On my way out a deep sense of realisation dawned upon me, which drew strength under the effect of the moonlight. It occurred to me that although I would remain an SR-ite for life, I would never get to feel 'the essence of being involved' again. It is so difficult to be a guest at your own college. It is so difficult to just be a part of the audience, and not perform yourself at your alma mater. College was a last chance to experience the heights of happiness and depths of despair in a group. I painfully longed for those moments when I laughed and cried with my friends: all of who are caught in the details of time and space today. Probably I would never get to compete again in healthy environs: not in sports, not in debating, not in academics. The every day competition that I face today reeks of grudges and prejudices. Lord Byron once said, "The days of our youth are the days of our glory." A truer statement was never made.

A deep sense of loss and all gone by enveloped me, just as the clouds were beginning to envelope the moon. Visiting the college after so many years was painfully pleasurable, or at best, pleasurably painful: there was the joy of meeting and the sorrow partition, all at once. I kept turning back on my way to the college gate. My legs felt like lead, oblivious of when would they walk this campus again. I turned again, for one final time: it appeared equally vulnerable… exploitable – with the dazzling lights glinting brightly against the sun-deepened dullness of its facade. Somehow I was reminded of Cowley who once wrote the following for his beloved:

By every wind that comes this way,

Send me, at least, a sigh or two,

Such and so many I'll repay.

As shall themselves make winds to get to you.

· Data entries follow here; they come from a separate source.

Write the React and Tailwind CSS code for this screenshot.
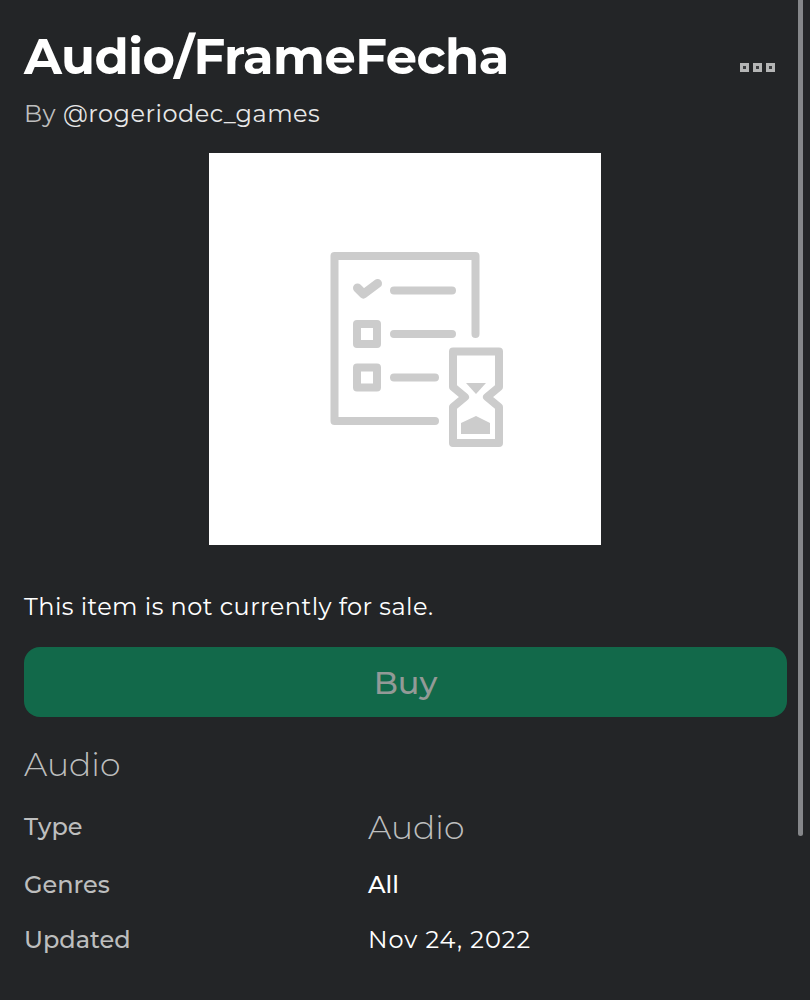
export default function App() {
  return (
    <div className="relative h-[1000px] w-[810px] overflow-hidden bg-[#232527] font-['Montserrat','Inter','Open_Sans',sans-serif] text-white">
      <div className="absolute right-[7px] top-0 h-[836px] w-[5px] rounded-b-full bg-[#85878a]" />
      <div className="w-[787px] pl-6 pt-7">
        <div className="flex items-start justify-between">
          <h1 className="h-14 text-[49.5px] leading-[56px] font-bold tracking-[-0.5px]">Audio/FrameFecha</h1>
          <div className="mt-[35px] mr-[12px] flex gap-[4px]">
            <span className="h-[9px] w-[9px] border-[3px] border-[#b4b5b5] bg-[#3a3c3e]" />
            <span className="h-[9px] w-[9px] border-[3px] border-[#b4b5b5] bg-[#3a3c3e]" />
            <span className="h-[9px] w-[9px] border-[3px] border-[#b4b5b5] bg-[#3a3c3e]" />
          </div>
        </div>
        <p className="mt-[14px] h-8 text-[24px] leading-8 tracking-[0.5px] text-[#bdbebe]">
          By <span className="text-[#e8e8e8]">@rogeriodec_games</span>
        </p>
        <div className="mt-[23px] ml-[185px] h-[392px] w-[392px] bg-white">
          <svg width="392" height="392" viewBox="209 153 392 392" fill="none" stroke="#cccccc" strokeWidth="8" strokeLinecap="round" strokeLinejoin="round">
            <path d="M475.500 334V256H334.500V421H435" />
            <path d="M357.500 288L363.500 294L377.500 283.500" strokeWidth="9" />
            <path d="M394 290.500H452M394 334H452M394 377.500H435" />
            <rect x="357" y="324" width="20" height="20" />
            <rect x="357" y="367.500" width="20" height="20" />
            <path d="M453 351.500H499V387L487 397L499 407V443H453V407L465 397L453 387Z" />
            <path d="M466 383H486L476 394Z" fill="#cccccc" stroke="none" />
            <path d="M461 434V423L476 416L490 423V434Z" fill="#cccccc" stroke="none" />
          </svg>
        </div>
        <p className="mt-[46px] h-8 text-[24px] leading-8 tracking-[0.45px]">This item is not currently for sale.</p>
        <button className="mt-6 flex h-[70px] w-[763px] items-center justify-center rounded-2xl bg-[#12694a] pt-[2px] text-[32px] font-medium text-[#939a97]">Buy</button>
        <h2 className="mt-[27px] h-10 text-[33px] leading-10 font-light text-[#bdbebe]">Audio</h2>
        <div className="mt-[23px] grid grid-cols-[344px_1fr] items-center text-[24px] leading-8">
          <div className="flex h-10 items-center font-medium text-[#bdbebe]">Type</div>
          <div className="h-10 text-[33px] leading-10 font-light text-[#bdbebe]">Audio</div>
          <div className="mt-[22px] h-8 font-medium text-[#bdbebe]">Genres</div>
          <div className="mt-[22px] h-8 font-medium">All</div>
          <div className="mt-[23px] h-8 font-medium text-[#bdbebe]">Updated</div>
          <div className="mt-[23px] h-8 tracking-[1px]">Nov 24, 2022</div>
        </div>
      </div>
    </div>
  );
}
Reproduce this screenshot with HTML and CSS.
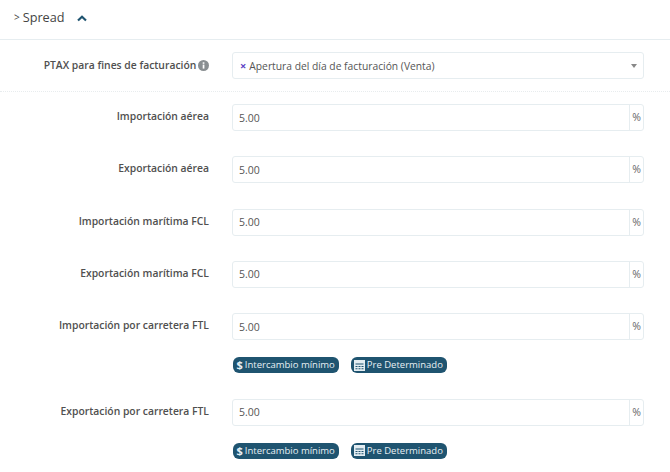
FILE: index.html
```html
<!DOCTYPE html>
<html lang="en">

<head>
    <meta charset="UTF-8" />
    <title>Spread</title>
    <link rel="stylesheet" href="styles.css">
</head>

<body>
    <div class="section-title">
        <span class="title-caret">&gt;</span>
        <span class="title-text">Spread</span>
        <svg class="chevron" width="10" height="7" viewBox="0 0 10 7">
            <path d="M1 5.5 L5 1.8 L9 5.5" fill="none" stroke="#1f5470" stroke-width="2.2" />
        </svg>
    </div>

    <div class="ptax-row">
        <label class="field-label">PTAX para fines de facturación
            <svg class="info" width="11" height="11" viewBox="0 0 11 11">
                <circle cx="5.5" cy="5.5" r="5.5" fill="#8a8f92" />
                <rect x="4.7" y="4.6" width="1.7" height="4" fill="#fff" />
                <rect x="4.7" y="2.3" width="1.7" height="1.5" fill="#fff" />
            </svg>
        </label>
        <div class="select-box">
            <span class="select-x">×</span>
            <span>Apertura del día de facturación (Venta)</span>
            <span class="select-arrow"></span>
        </div>
    </div>

    <div class="fields">
        <div class="field-row">
            <label class="field-label">Importación aérea</label>
            <div class="input-group"><span class="input-value">5.00</span><span class="addon">%</span></div>
        </div>
        <div class="field-row">
            <label class="field-label">Exportación aérea</label>
            <div class="input-group"><span class="input-value">5.00</span><span class="addon">%</span></div>
        </div>
        <div class="field-row">
            <label class="field-label">Importación marítima FCL</label>
            <div class="input-group"><span class="input-value">5.00</span><span class="addon">%</span></div>
        </div>
        <div class="field-row">
            <label class="field-label">Exportación marítima FCL</label>
            <div class="input-group"><span class="input-value">5.00</span><span class="addon">%</span></div>
        </div>
        <div class="field-row has-badges">
            <label class="field-label">Importación por carretera FTL</label>
            <div class="input-group"><span class="input-value">5.00</span><span class="addon">%</span></div>
        </div>
        <div class="badges">
            <span class="badge"><b class="dollar">$</b> Intercambio mínimo</span>
            <span class="badge">
                <svg width="11" height="11" viewBox="0 0 11 11">
                    <path fill="#e3edf2" d="M0 0h11v11H0z" />
                    <path fill="#1f5470" d="M1.5 3.5h8v1h-8zM1.5 6h2v1h-2zM4.5 6h2v1h-2zM7.5 6h2v1h-2zM1.5 8.3h2v1h-2zM4.5 8.3h2v1h-2zM7.5 8.3h2v1h-2z" />
                </svg>
                Pre Determinado</span>
        </div>
        <div class="field-row has-badges">
            <label class="field-label">Exportación por carretera FTL</label>
            <div class="input-group"><span class="input-value">5.00</span><span class="addon">%</span></div>
        </div>
        <div class="badges">
            <span class="badge"><b class="dollar">$</b> Intercambio mínimo</span>
            <span class="badge">
                <svg width="11" height="11" viewBox="0 0 11 11">
                    <path fill="#e3edf2" d="M0 0h11v11H0z" />
                    <path fill="#1f5470" d="M1.5 3.5h8v1h-8zM1.5 6h2v1h-2zM4.5 6h2v1h-2zM7.5 6h2v1h-2zM1.5 8.3h2v1h-2zM4.5 8.3h2v1h-2zM7.5 8.3h2v1h-2z" />
                </svg>
                Pre Determinado</span>
        </div>
    </div>
</body>

</html>
```

FILE: styles.css
```css
* {
    box-sizing: border-box;
}

html,
body {
    height: 472px;
    overflow: hidden;
}

body {
    margin: 0;
    font-family: "Open Sans", "Noto Sans", sans-serif;
    font-size: 10.3px;
    color: #555;
    background-color: #fff;
}

.section-title {
    height: 40px;
    padding: 7px 0 0 14px;
    border-bottom: 1px solid #e6edf0;
    display: flex;
    align-items: flex-start;
}

.title-caret {
    font-size: 10px;
    line-height: 20px;
    color: #444;
    margin-right: 3px;
}

.title-text {
    font-size: 12.7px;
    line-height: 20px;
    color: #444;
}

.chevron {
    margin: 8px 0 0 12px;
}

.ptax-row {
    height: 52px;
    padding-top: 12px;
    border-bottom: 1px dotted #e8ecee;
    display: flex;
}

.ptax-row .field-label {
    padding-top: 5px;
}

.field-row {
    display: flex;
    margin-bottom: 25.25px;
}

.field-row.has-badges {
    margin-bottom: 17px;
}

.fields {
    padding-top: 12px;
}

.field-label {
    width: 209px;
    padding-top: 4px;
    text-align: right;
    font-weight: 600;
    font-size: 10.35px;
    line-height: 16px;
    color: #505050;
    flex-shrink: 0;
}

.info {
    vertical-align: -2px;
    margin-left: -1px;
}

.select-box {
    width: 412px;
    height: 27px;
    margin-left: 23px;
    padding: 0 7px;
    border: 1px solid #e6edf0;
    border-radius: 3px;
    display: flex;
    align-items: center;
    font-size: 10.3px;
    color: #555;
    position: relative;
}

.select-x {
    color: #5b3fc4;
    font-weight: 700;
    margin-right: 3px;
    font-size: 11px;
}

.select-arrow {
    position: absolute;
    right: 6px;
    top: 11px;
    border-left: 3.5px solid transparent;
    border-right: 3.5px solid transparent;
    border-top: 4px solid #888;
}

.input-group {
    width: 412px;
    height: 27px;
    margin-left: 23px;
    border: 1px solid #e6edf0;
    border-radius: 3px;
    display: flex;
    align-items: center;
}

.input-value {
    flex-grow: 1;
    padding-left: 6px;
    font-size: 10.5px;
    color: #555;
}

.addon {
    width: 14px;
    height: 100%;
    border-left: 1px solid #e6edf0;
    font-size: 10.5px;
    line-height: 25px;
    text-align: center;
    color: #666;
}

.badges {
    display: flex;
    gap: 12px;
    margin: 0 0 25.5px 232.5px;
}

.badge {
    height: 16px;
    padding: 0 4px 0 3px;
    border-radius: 6px;
    background-color: #1f5470;
    color: #e8f0f4;
    font-size: 9.5px;
    font-weight: 500;
    line-height: 16px;
    display: flex;
    align-items: center;
    gap: 2px;
}

.dollar {
    font-size: 11px;
    font-weight: 700;
    margin-left: 1px;
}
```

For the past twelve years of my life, somehow, I had forgotten the college. Or maybe, as a small part of me feels, shoved the details pertaining to the college in some unattended corner of my memory. A brief visit to college had revived it all. The burn mark prevails on my finger still. So does the clandestine mark that I had left in a discreet corner of the college. I hope that the two always stay where they are… unaffected by time and hidden from the paint.